We also note in Table 3 that the impact of ℓ = 2 from the analysis is small, and the only noticeable effect of removing it from the analysis is to increase the uncertainties on τ and r by about 10%. This is important because the BEYONDPLANCK processing is not guaranteed to have a unity transfer function for this single mode (EE, ℓ = 2): As discussed by Gjerløw et al. (2023), there is a strong degeneracy between the CMB polarization quadrupole and the relative gain parameters and the current pipeline breaks this by imposing a ΛCDM prior on the single EE ℓ = 2 mode. Although this effect is explicitly demonstrated through simulations to be small by Brilenkov et al. (2023), it is still comforting to see that this particular mode does not have a significant impact on the final results.

Finally, the sixth column in Table 3 shows the χ² probability-to-exceed (PTE), where the main quantity is defined as:

$$\begin{array}{c}\hfill {\chi }^2={\widehat{\mathit{s}}}_{\mathrm{CMB}}^t{(\mathsf{S}(C_{\ell }^{\mathrm{bf}})+{\mathsf{N}}_{\mathrm{CMB}})}^{-1}{\widehat{\mathit{s}}}_{\mathrm{CMB}}.\end{array}$$(21)

For a Gaussian and isotropic random field, this quantity should be distributed according to a ${\chi }_{n_{\text{dof}}}^2$ distribution, where n_dof = 225 is the number of degrees of freedom, which in our case is equal to the number of basis vectors in ${\widehat{\mathit{s}}}_{\mathrm{CMB}}$. The PTE for our likelihood is 0.32, indicating full consistency with the ΛCDM best-fit model⁴ and sample-based noise covariance matrix.⁵

Figure 5 shows corresponding results for different sky fractions, adopting the series of analysis masks defined by Planck Collaboration V (2020). The tensor-to-scalar ratio is reported in terms of a nominal detection level in units of σ, as defined by matching the observed likelihood ratio ℒ(r^bf)/ℒ(r  =  0) with that of a Gaussian standard distribution. Overall, we see that all results are largely insensitive to sky fraction, which suggests that the current processing has managed to remove most statistically significant astrophysical contamination (Andersen et al. 2023; Svalheim et al. 2023b). However, we do note that a small B-mode contribution appears at the most aggressive sky coverage of 83%, and also that the χ² PTE starts to fall somewhat above 68%. For this reason, we conservatively adopted a sky fraction of 68% for our main results, but we note that 73% would have been equally well justified.

Fig. 5. Low-ℓ likelihood stability as a function of sky fraction. All results are evaluated adopting the same series of LFI processing masks as defined by Planck Collaboration V (2020). From top to bottom, the three panels show (1) posterior τ estimate; (2) posterior r estimate, expressed in terms of a detection level with respect to a signal with vanishing B-modes in units of σ; and (3) χ2 PTE evaluated for the best-fit power spectrum in each case.

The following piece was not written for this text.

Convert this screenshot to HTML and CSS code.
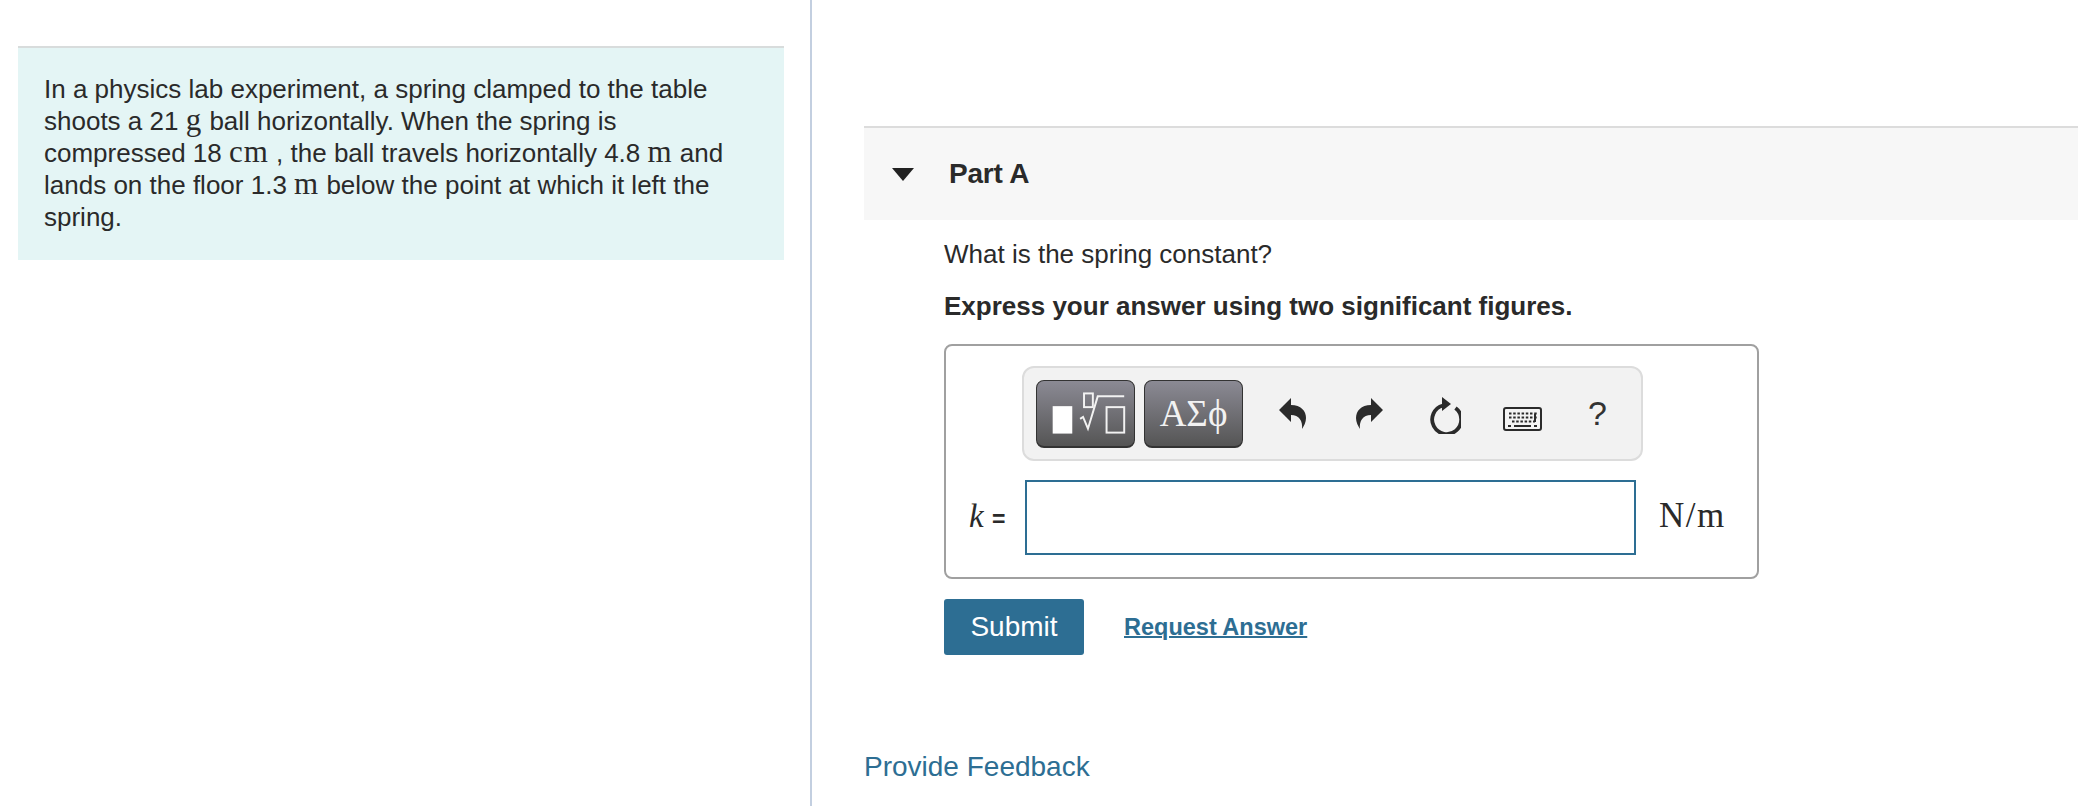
FILE: index.html
```html
<!DOCTYPE html>
<html lang="en">
<head>
<meta charset="utf-8">
<title>Part A</title>
<link rel="stylesheet" href="styles.css">
</head>
<body>
<div class="page">
  <aside class="left">
    <div class="intro">
      <p>In a physics lab experiment, a spring clamped to the table shoots a 21 <span class="m">g</span> ball horizontally. When the spring is compressed 18 <span class="m">cm</span> , the ball travels horizontally 4.8 <span class="m">m</span> and lands on the floor 1.3 <span class="m">m</span> below the point at which it left the spring.</p>
    </div>
  </aside>
  <main class="right">
    <header class="part-head">
      <svg class="caret" width="22" height="13" viewBox="0 0 22 13"><path d="M0 0H22L11 13Z" fill="#222"/></svg>
      <h2>Part A</h2>
    </header>
    <section class="part-body">
      <p class="question">What is the spring constant?</p>
      <p class="instruction">Express your answer using two significant figures.</p>
      <div class="answer">
        <div class="toolbar">
          <button class="tool" type="button" aria-label="templates">
            <svg width="99" height="67" viewBox="0 0 99 67">
              <rect x="16" y="26" width="20" height="28" fill="#fff"/>
              <g fill="none" stroke="#f2f2f2" stroke-width="2">
                <rect x="48" y="13" width="9" height="14"/>
                <rect x="71" y="27" width="18" height="26"/>
                <path d="M44 39l3-2 5 12L62 16H89"/>
              </g>
            </svg>
          </button>
          <button class="tool greek" type="button">ΑΣϕ</button>
          <span class="icon-row">
            <svg class="ic undo" width="27" height="31" viewBox="0 0 27 31"><path d="M0 12 12 0v7c10 0 15 6 15 13 0 4-2 8-4 11 1-8-3-14-11-14v7Z" fill="#2b2b2b"/></svg>
            <svg class="ic redo" width="27" height="31" viewBox="0 0 27 31"><path d="M27 12 15 0v7C5 7 0 13 0 20c0 4 2 8 4 11-1-8 3-14 11-14v7Z" fill="#2b2b2b"/></svg>
            <svg class="ic reload" width="33" height="37" viewBox="0 0 33 37"><path d="M15 8.500A14.500 14.500 0 1 0 27.500 11" fill="none" stroke="#2b2b2b" stroke-width="3.800"/><path d="M14 0l9 7-9 7Z" fill="#2b2b2b"/></svg>
            <svg class="ic kbd" width="39" height="24" viewBox="0 0 39 24"><rect x="1" y="1" width="37" height="22" rx="2" fill="#f4f4f4" stroke="#2b2b2b" stroke-width="2"/><path d="M6 6.500h28M6 10.500h28M9 14.500h23" stroke="#2b2b2b" stroke-width="2" stroke-dasharray="2.500 1.700" fill="none"/><path d="M5 19h3M11 19h17M31 19h3M32 7v8" stroke="#2b2b2b" stroke-width="2" fill="none"/></svg>
            <span class="help">?</span>
          </span>
        </div>
        <div class="entry">
          <span class="label"><i>k</i> <span class="eq">=</span></span>
          <input class="field" type="text" aria-label="k">
          <span class="unit">N/m</span>
        </div>
      </div>
      <div class="actions">
        <button class="submit" type="button">Submit</button>
        <a class="request" href="#">Request Answer</a>
      </div>
    </section>
    <a class="feedback" href="#">Provide Feedback</a>
  </main>
</div>
</body>
</html>
```
FILE: styles.css
```css
* { box-sizing: border-box; }
html, body { margin: 0; height: 100%; background: #fff; overflow: hidden; }
body { font-family: "Liberation Sans", Arial, sans-serif; color: #2a2a2a; }
p { margin: 0; }
.page { display: flex; height: 806px; }

.left { width: 812px; flex: none; padding: 46px 26px 0 18px; border-right: 2px solid #c3cfe0; }
.intro { height: 214px; background: #e4f5f5; border-top: 2px solid #d8dcdc; padding: 25px 26px 0; font-size: 26px; line-height: 32px; }
.m { font-family: "Liberation Serif", serif; font-size: 31px; line-height: 0; letter-spacing: 1px; }

.right { flex: 1; padding: 126px 0 0 52px; display: flex; flex-direction: column; min-width: 0; }
.part-head { height: 94px; background: #f7f7f7; border-top: 2px solid #dcdcdc; display: flex; align-items: center; padding-left: 28px; gap: 35px; }
.part-head h2 { margin: 0; font-size: 28px; font-weight: 700; line-height: 30px; letter-spacing: -.2px; }
.part-body { padding: 18px 0 0 80px; width: 895px; }
.question { font-size: 26px; line-height: 32px; }
.instruction { font-size: 26px; line-height: 32px; font-weight: 700; margin-top: 20px; }

.answer { margin-top: 22px; width: 815px; height: 235px; border: 2px solid #a0a0a0; border-radius: 8px; padding: 20px 11px 0 15px; }
.toolbar { margin-left: 61px; width: 621px; height: 95px; background: #f2f2f2; border: 2px solid #dcdcdc; border-radius: 12px; display: flex; align-items: center; padding: 0 0 0 12px; gap: 9px; }
.tool { width: 99px; height: 68px; padding: 0; border: 1px solid #333; border-bottom-width: 2px; border-radius: 8px; background: linear-gradient(#8b8a94, #555); display: flex; align-items: center; justify-content: center; color: #f2f2f2; font-family: "Liberation Serif", serif; font-size: 37px; }
.icon-row { display: flex; align-items: center; margin-left: 27px; }
.ic { display: block; }
.redo { margin-left: 50px; }
.reload { margin-left: 45px; margin-top: 4px; }
.kbd { margin-left: 42px; margin-top: 10px; }
.help { margin-left: 46px; font-size: 34px; color: #333; }

.entry { display: flex; align-items: center; margin-top: 19px; height: 75px; }
.label { width: 64px; padding: 0 0 3px 8px; font-family: "Liberation Serif", serif; font-size: 33px; white-space: nowrap; }
.label .eq { font-family: "Liberation Sans", sans-serif; font-size: 23px; font-weight: 700; }
.field { width: 611px; height: 75px; margin: 0; border: 2px solid #2d6e93; background: #fff; outline: none; }
.unit { margin-left: 23px; padding-bottom: 4px; font-family: "Liberation Serif", serif; font-size: 35px; letter-spacing: 1.500px; white-space: nowrap; }

.actions { display: flex; align-items: center; margin-top: 20px; gap: 40px; }
.submit { width: 140px; height: 56px; padding: 0; border: 0; border-radius: 3px; background: #2d6e93; color: #fff; font-family: "Liberation Sans", sans-serif; font-size: 28px; }
.request { color: #2d6e93; font-size: 23.500px; font-weight: 700; text-decoration-thickness: 2px; }
.feedback { margin-top: 95px; color: #2d6e93; font-size: 28px; line-height: 34px; text-decoration: none; align-self: flex-start; }
```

Before concluding this section, we return to the importance of end-to-end error propagation, performing a simple analysis in which we estimate the marginal τ posterior under three different regimes of systematic error propagation. In the first regime, we assume that the derived CMB sky map is entirely free of both astrophysical and instrumental uncertainties and the only source of uncertainty is white noise. This case is evaluated by selecting one random CMB sky map sample as the fiducial sky and we do not marginalize over instrumental or astrophysical samples when evaluating the sky map and noise covariance matrix in Eq. (15). In the second regime, we assume that the instrumental model is perfectly known, while the astrophysical model is uncertain. In the third and final regime, we assume that both the instrumental and astrophysical parameters are uncertain and we marginalize over all of them, as in the main BEYONDPLANCK analysis. The results from these calculations are summarized in Fig. 6. As expected, we see that the uncertainties increase when marginalizing over additional parameters. Specifically, the uncertainty of the fully marginalized case is 46% larger than for white noise, and 32% larger than the case marginalizing over the full astrophysical model. This calculation further emphasizes the importance of global end-to-end analysis that takes jointly into account all sources of uncertainty.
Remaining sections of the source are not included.